Meteorologists can predict hurricanes as soon as they’re born and gauge their size, speed and time of arrival with increasing accuracy — though ascertaining their precise route remains a work in progress.
But science’s limits, and the manner in which information is disseminated by television networks and other media, often place the lives of those they serve in greater jeopardy.
My conclusion is not that of a detached observer but as a survivor of Hurricane Ian, among the most violent storms in Florida’s history.
Following the announcement that the storm would affect the Gulf Coast, likely near Florida’s panhandle, the mood on our residential block in Port Charlotte was cautiously confident. Think of Chicago’s massive blizzards, when neighbors turn friendly and helpful, joking about nature’s capriciousness.
Unsurprisingly by last Wednesday, Ian’s path had veered hundreds of miles farther south than predicted, and the storm surge projection for our coastal segment of South Gulf Cove increased to 12 to 18 feet from 3 to 6 feet. This potentially meant that we had roughly six hours before Charlotte Harbor’s waters inundated our homes, driving us outside into salty floodwater filled with downed power lines, sharp and heavy debris, and alligators.
Marianne and I have been married long enough to know each other’s thinking. She watched me pace room to room, searching for batteries, life jackets and important papers, while I took note of her face and eyes as she monitored AccuWeather on TV.
“Ready?” I said.
“Let me get my Kindle,” Marianne said.
We had decided ahead of time, along with our friends and neighbors Tim and Sarah, to shelter in place. Our houses are hardened for severe storms and elevated to stay dry in a substantial surge. Experience has taught us we are safer staying put than helping swell the chaos of statewide traffic — a decision Gov. Ron DeSantis recommended for those who could.
Since Tim and Sarah were already harboring two other couples, family also originally from Maine, we joined their party.
The entire country knows what happened over the next eight hours, as Ian’s winds strengthened to 155 mph and turned sooner and sharper than forecast, making landfall at Cayo Costa, a barrier island near home where I camp and fish.
Over that same span of time, we got to know Tim’s cousins Bob, Lil, John and Linda, residents of North Port. We swapped stories, ate ham sandwiches and sipped beer while monitoring Ian’s progress with an old-fashioned transistor radio.

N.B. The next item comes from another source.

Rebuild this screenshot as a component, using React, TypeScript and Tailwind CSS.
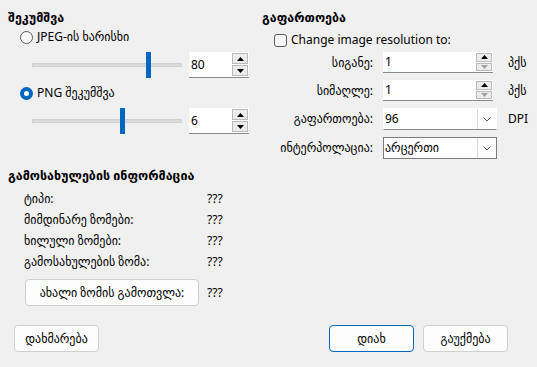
import React from "react";

const font = { fontFamily: '"Segoe UI", "Noto Sans", "DejaVu Sans", sans-serif' };

function Spin({ value, wide, dimDown }: { value: string; wide?: boolean; dimDown?: boolean }) {
  return (
    <div className={`flex bg-white border-b border-[#8a8a8a] ${wide ? "w-[110px] h-[21px]" : "w-[60px] h-[26px]"}`}>
      <div className="flex-1 flex items-center pl-[2px] text-[12px] text-black">{value}</div>
      <div className="w-[17px] flex flex-col justify-center gap-px py-px pr-px">
        <div className="flex-1 border border-[#b9b9b9] bg-[#ececec] flex items-center justify-center">
          <svg width="7" height="4" viewBox="0 0 7 4"><path d="M3.5 0L7 4H0z" fill="#000" /></svg>
        </div>
        <div className="flex-1 border border-[#b9b9b9] bg-[#ececec] flex items-center justify-center">
          <svg width="7" height="4" viewBox="0 0 7 4"><path d="M0 0h7L3.5 4z" fill={dimDown ? "#a0a0a0" : "#000"} /></svg>
        </div>
      </div>
    </div>
  );
}

function Slider({ pos }: { pos: number }) {
  return (
    <div className="relative w-[150px] h-[26px] flex items-center">
      <div className="w-full h-[4px] bg-[#dadada] border border-[#d0d0d0]" />
      <div className="absolute top-0 h-[26px] w-[5px] bg-[#0067c0]" style={{ left: pos }} />
    </div>
  );
}

function Combo({ value, focused }: { value: string; focused?: boolean }) {
  return (
    <div className={`w-[114px] h-[22px] flex bg-white border ${focused ? "border-[#7a7a7a]" : "border-transparent border-b-[#8a8a8a]"}`}>
      <div className="flex-1 flex items-center pl-[1px] text-[12px] text-black">{value}</div>
      <div className="w-[19px] border-l border-[#d9d9d9] flex items-center justify-center">
        <svg width="8" height="5" viewBox="0 0 8 5"><path d="M0.5 0.5L4 4L7.5 0.5" stroke="#555" fill="none" strokeWidth="1" /></svg>
      </div>
    </div>
  );
}

function Btn({ children, primary, w }: { children: React.ReactNode; primary?: boolean; w: string }) {
  return (
    <div className={`${w} h-[27px] rounded-[4px] bg-[#fdfdfd] border flex items-center justify-center text-[12px] text-black ${primary ? "border-[#0067c0]" : "border-[#d0d0d0]"}`}>
      {children}
    </div>
  );
}

export default function App() {
  const info = [
    ["ტიპი:", "???"],
    ["მიმდინარე ზომები:", "???"],
    ["ხილული ზომები:", "???"],
    ["გამოსახულების ზომა:", "???"],
  ];
  const rows: [string, React.ReactNode, string][] = [
    ["სიგანე:", <Spin value="1" wide dimDown />, "პქს"],
    ["სიმაღლე:", <Spin value="1" wide dimDown />, "პქს"],
    ["გაფართოება:", <Combo value="96" />, "DPI"],
    ["ინტერპოლაცია:", <Combo value="არცერთი" focused />, ""],
  ];
  return (
    <div className="w-[537px] h-[367px] bg-[#f0f0f0] text-[12px] text-black overflow-hidden flex flex-col" style={font}>
      <div className="flex">
        <div className="w-[262px] pl-[8px] flex flex-col">
          <div className="h-[20px] mt-[8px] flex items-center font-bold text-[12.5px]">შეკუმშვა</div>
          <div className="h-[16px] mt-[1px] flex items-center gap-[4px] pl-[12px]">
            <div className="w-[13px] h-[13px] rounded-full border border-[#5a5a5a] bg-[#f7f7f7]" />
            <span>JPEG-ის ხარისხი</span>
          </div>
          <div className="flex items-center mt-[7px] pl-[24px] gap-[7px]">
            <Slider pos={114} />
            <Spin value="80" />
          </div>
          <div className="h-[16px] mt-[7px] flex items-center gap-[4px] pl-[12px]">
            <div className="w-[13px] h-[13px] rounded-full bg-[#0067c0] flex items-center justify-center">
              <div className="w-[5px] h-[5px] rounded-full bg-white" />
            </div>
            <span>PNG შეკუმშვა</span>
          </div>
          <div className="flex items-center mt-[7px] pl-[24px] gap-[7px]">
            <Slider pos={88} />
            <Spin value="6" />
          </div>
          <div className="h-[20px] mt-[32px] flex items-center font-bold text-[12.5px]">გამოსახულების ინფორმაცია</div>
          <div className="flex flex-col mt-[2px]">
            {info.map(([l, v], i) => (
              <div key={i} className="h-[21px] flex items-center">
                <span className="w-[199px] pl-[16px]">{l}</span>
                <span>{v}</span>
              </div>
            ))}
          </div>
          <div className="flex items-center mt-[7px] pl-[17px]">
            <Btn w="w-[174px]">ახალი ზომის გამოთვლა:</Btn>
            <span className="ml-[8px]">???</span>
          </div>
        </div>
        <div className="flex-1 flex flex-col">
          <div className="h-[20px] mt-[8px] flex items-center font-bold text-[12.5px]">გაფართოება</div>
          <div className="h-[16px] mt-[4px] flex items-center gap-[4px] pl-[12px]">
            <div className="w-[13px] h-[13px] rounded-[3px] border border-[#5a5a5a] bg-[#f7f7f7]" />
            <span>Change image resolution to:</span>
          </div>
          <div className="flex flex-col mt-[4px] gap-[7px]">
            {rows.map(([l, c, u], i) => (
              <div key={i} className="flex items-center">
                <span className="w-[121px] text-right pr-[10px]">{l}</span>
                <div className="w-[125px]">{c}</div>
                <span>{u}</span>
              </div>
            ))}
          </div>
        </div>
      </div>
      <div className="flex items-center mt-auto mb-[15px] px-[14px]">
        <Btn w="w-[85px]">დახმარება</Btn>
        <div className="flex-1" />
        <Btn w="w-[85px]" primary>დიახ</Btn>
        <div className="w-[9px]" />
        <Btn w="w-[85px]">გაუქმება</Btn>
        <div className="w-[15px]" />
      </div>
    </div>
  );
}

At 4 p.m., we had to raise our voices over the intensifying cacophony of banging corrugated metal shutters. We took turns reporting what we could see outside through a slit between two shutters: another palm tree snapped in two and a 10-foot aluminum gutter sailing like a paper airplane. And then the power went out.

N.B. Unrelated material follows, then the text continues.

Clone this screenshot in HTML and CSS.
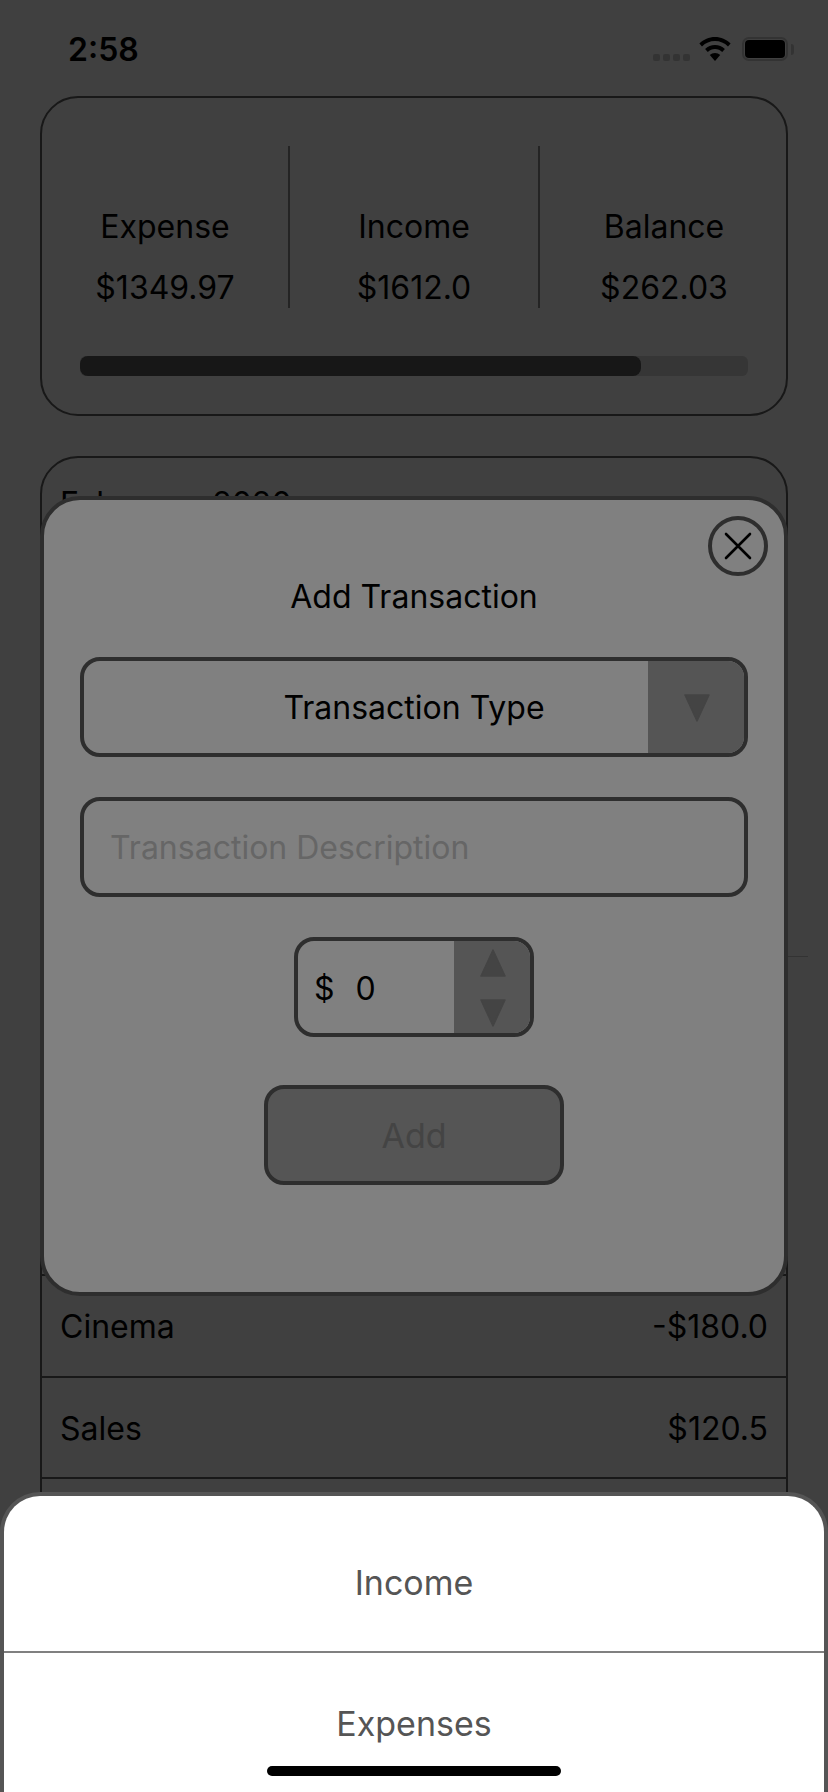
FILE: index.html
```html
<!DOCTYPE html>
<html lang="en">
<head>
<meta charset="utf-8">
<title>Add Transaction</title>
<link rel="stylesheet" href="styles.css">
</head>
<body>
<div class="app">
  <header class="status">
    <span class="time">2:58</span>
    <div class="status-icons">
      <div class="signal"><i></i><i></i><i></i><i></i></div>
      <svg class="wifi" width="32" height="24" viewBox="0 0 32 24"><path d="M16 0C10 0 4.600 2.400 0.400 6.500L3 9.400C6.500 6 11 4 16 4s9.500 2 13 5.400l2.600-2.900C27.400 2.400 22 0 16 0z"/><path d="M16 8c-3.800 0-7.200 1.500-9.900 4l2.700 2.900C10.700 13.100 13.200 12 16 12s5.300 1.100 7.200 2.900l2.700-2.900C23.200 9.500 19.800 8 16 8z"/><path d="M16 16c-2 0-3.900 0.800-5.200 2.100L16 24l5.200-5.900C19.900 16.800 18 16 16 16z"/></svg>
      <div class="battery"><div class="battery-body"><div class="battery-level"></div></div><div class="battery-cap"></div></div>
    </div>
  </header>
  <section class="summary">
    <div class="stats">
      <div class="stat"><span>Expense</span><span>$1349.97</span></div>
      <div class="stat"><span>Income</span><span>$1612.0</span></div>
      <div class="stat"><span>Balance</span><span>$262.03</span></div>
    </div>
    <div class="progress"><div class="progress-fill"></div></div>
  </section>
  <section class="list">
    <div class="list-head">February, 2020</div>
    <div class="row"><span>Cinema</span><span>-$180.0</span></div>
    <div class="row"><span>Sales</span><span>$120.5</span></div>
    <div class="row"></div>
  </section>
</div>
<div class="stray-line"></div>
<div class="modal">
  <button class="close" type="button" aria-label="Close">
    <svg width="28" height="28" viewBox="0 0 28 28"><path d="M2 2L26 26M26 2L2 26"/></svg>
  </button>
  <h2 class="modal-title">Add Transaction</h2>
  <div class="field select">
    <span class="select-label">Transaction Type</span>
    <div class="side select-side"><svg width="28" height="28" viewBox="0 0 28 28"><path d="M2 1H26L14 27Z"/></svg></div>
  </div>
  <div class="field input"><span>Transaction Description</span></div>
  <div class="stepper">
    <div class="amount"><span>$</span><span>0</span></div>
    <div class="side stepper-side">
      <svg width="28" height="28" viewBox="0 0 28 28"><path d="M2 27H26L14 1Z"/></svg>
      <svg width="28" height="28" viewBox="0 0 28 28"><path d="M2 1H26L14 27Z"/></svg>
    </div>
  </div>
  <button class="add" type="button">Add</button>
</div>
<div class="sheet">
  <div class="sheet-item">Income</div>
  <div class="sheet-item sheet-second">Expenses</div>
</div>
<div class="home"></div>
</body>
</html>
```
FILE: styles.css
```css
* { box-sizing: border-box; }
html, body { margin: 0; padding: 0; }
body {
  position: relative;
  width: 828px;
  height: 1792px;
  overflow: hidden;
  background: #404040;
  color: #000;
  font-family: Inter, "Liberation Sans", sans-serif;
  font-size: 32px;
}
.app { padding: 0 40px; }
.status {
  height: 96px;
  display: flex;
  justify-content: space-between;
  margin-right: -6px;
  padding: 32px 0 0 28px;
}
.time { font-size: 32px; font-weight: 600; line-height: 36px; }
.status-icons { display: flex; gap: 9px; padding-top: 5px; align-items: flex-start; }
.signal { display: flex; gap: 3px; margin-top: 17px; }
.signal i { width: 7px; height: 7px; border-radius: 2px; background: #333; }
.wifi { margin-right: 2px; }
.wifi path { fill: #000; }
.battery { display: flex; align-items: center; gap: 3px; }
.battery-body { width: 46px; height: 24px; border: 2px solid #333; border-radius: 7px; padding: 1px; }
.battery-level { height: 100%; background: #000; border-radius: 4px; }
.battery-cap { width: 3px; height: 11px; background: #333; border-radius: 0 3px 3px 0; }
.summary {
  height: 320px;
  border: 2px solid #181818;
  border-radius: 38px;
  padding: 48px 0 0;
}
.stats { display: grid; grid-template-columns: 246px 250px 1fr; height: 160px; }
.stat {
  display: flex;
  flex-direction: column;
  align-items: center;
  padding-top: 61px;
  gap: 21px;
  line-height: 40px;
}
.stat + .stat { border-left: 2px solid #242424; }
.stat:last-child { padding-left: 2px; }
.progress { margin: 50px 38px 0; height: 20px; background: #363636; border-radius: 6px; }
.progress-fill { width: 561px; height: 100%; background: #171717; border-radius: 8px; }
.list {
  margin-top: 40px;
  height: 1400px;
  border: 2px solid #181818;
  border-radius: 38px 38px 0 0;
}
.list-head { height: 816px; padding: 26px 18px 0; line-height: 40px; }
.row {
  height: 101.500px;
  display: flex;
  justify-content: space-between;
  padding: 31px 18px 0;
  line-height: 40px;
  border-top: 2px solid #181818;
}
.stray-line { position: absolute; left: 788px; top: 956px; width: 20px; height: 1px; background: #333; }
.modal {
  position: absolute;
  left: 40px;
  top: 496px;
  width: 748px;
  height: 800px;
  background: #808080;
  border: 4px solid #2e2e2e;
  border-radius: 40px;
  padding: 77px 36px 0;
  display: flex;
  flex-direction: column;
  align-items: center;
}
.close {
  position: absolute;
  top: 16px;
  right: 16px;
  width: 60px;
  height: 60px;
  padding: 0;
  background: none;
  border: 4px solid #2e2e2e;
  border-radius: 50%;
  display: flex;
  align-items: center;
  justify-content: center;
}
.close path { stroke: #000; stroke-width: 2.600; stroke-linecap: round; fill: none; }
.modal-title { margin: 0; height: 80px; font-size: 32px; font-weight: 400; line-height: 40px; }
.field {
  width: 668px;
  height: 100px;
  flex: none;
  border: 4px solid #2e2e2e;
  border-radius: 20px;
  overflow: hidden;
}
.side { background: #555; }
.side path { fill: #444; stroke: #444; stroke-width: 1.500; stroke-linejoin: round; }
.select { display: flex; margin-bottom: 40px; }
.select-label { flex: 1; text-align: center; padding: 22px 0 0 96px; line-height: 50px; }
.select-side { width: 96px; display: flex; align-items: center; justify-content: center; padding: 2px 0 0 2px; }
.input { margin-bottom: 40px; padding: 1px 26px 0; line-height: 92px; color: #666; }
.stepper {
  width: 240px;
  height: 100px;
  flex: none;
  border: 4px solid #2e2e2e;
  border-radius: 20px;
  overflow: hidden;
  display: flex;
  margin-bottom: 48px;
}
.amount { flex: 1; display: flex; gap: 21px; padding: 2px 0 0 16px; line-height: 92px; }
.stepper-side { width: 76px; display: flex; flex-direction: column; align-items: center; justify-content: center; gap: 22px; padding: 1px 0 0 2px; }
.add {
  width: 300px;
  height: 100px;
  flex: none;
  background: #555;
  border: 4px solid #2e2e2e;
  border-radius: 20px;
  color: #444;
  font: inherit;
  font-size: 34px;
  padding: 0;
}
.sheet {
  position: absolute;
  left: 0;
  top: 1492px;
  width: 828px;
  height: 300px;
  background: #fff;
  border: 4px solid #555;
  border-bottom: 0;
  border-radius: 40px 40px 0 0;
  color: #555;
  font-size: 34px;
  text-align: center;
}
.sheet-item { height: 155px; padding-top: 67px; line-height: 40px; }
.sheet-second { border-top: 2px solid #808080; padding-top: 51px; }
.home { position: absolute; left: 267px; top: 1766px; width: 294px; height: 10px; border-radius: 5px; background: #000; }
```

Tim turned on two lanterns, and Sarah retrieved a deck of cards. Seven stud proved an effective time filler, though no one could maintain their poker face whenever a sudden boom spelled a crash involving a building or a boat or a tree.
Tim scooted more frequently to the “viewing window,” measuring with the long beam of a flashlight the water line on his neighbor’s dock.
“Is it time to head upstairs to the second story?” I asked.
Sarah didn’t think so. All of us, in fact, were skeptical of a super surge since there had never been one where we live. But we also acknowledged the rash of unprecedented weather events in recent history, so Tim maintained his vigil.
At 10 p.m., the shutters quieted. Ian had passed. Once again, no surge in South Gulf Cove.
The next day, a celebrity TV news reporter hitched a ride in a rescue motorboat south of here. He asked the first responder at the helm to find a victim of Hurricane Ian who would talk on air, and they coaxed a mother and her 6-year-old daughter onto the porch of their flooded mobile home.
“Why didn’t you leave?” were his words. While his tone was incredulous for the benefit of his audience, it translated as condescension toward anyone not wise enough to heed his network’s warnings, some of which were not wrong — this time.
“We didn’t think the storm would be this bad,” she said, her daughter staring blankly at the camera.
Off-camera, she may have expressed her own astonishment at the inability of a media star with an eight-figure income to understand the calculation necessarily made by her and her neighbors.
That unlike for him, the usual low odds of dying in a hurricane constitute a risk she’ll take over incurring the financial and psychological costs of evacuation.
And to maintain a grip on all that she has in this world.
More than 100 lives in Florida have been lost to Hurricane Ian.
Weather experts, government workers, civil engineers, charitable organizations and first responders deserve gratitude for doing all that they could to minimize that tragic number.
But the hope is that from lessons learned through Hurricane Ian, self-absolving mandates and overestimates will give way to more effective, practical help before and after the next storm.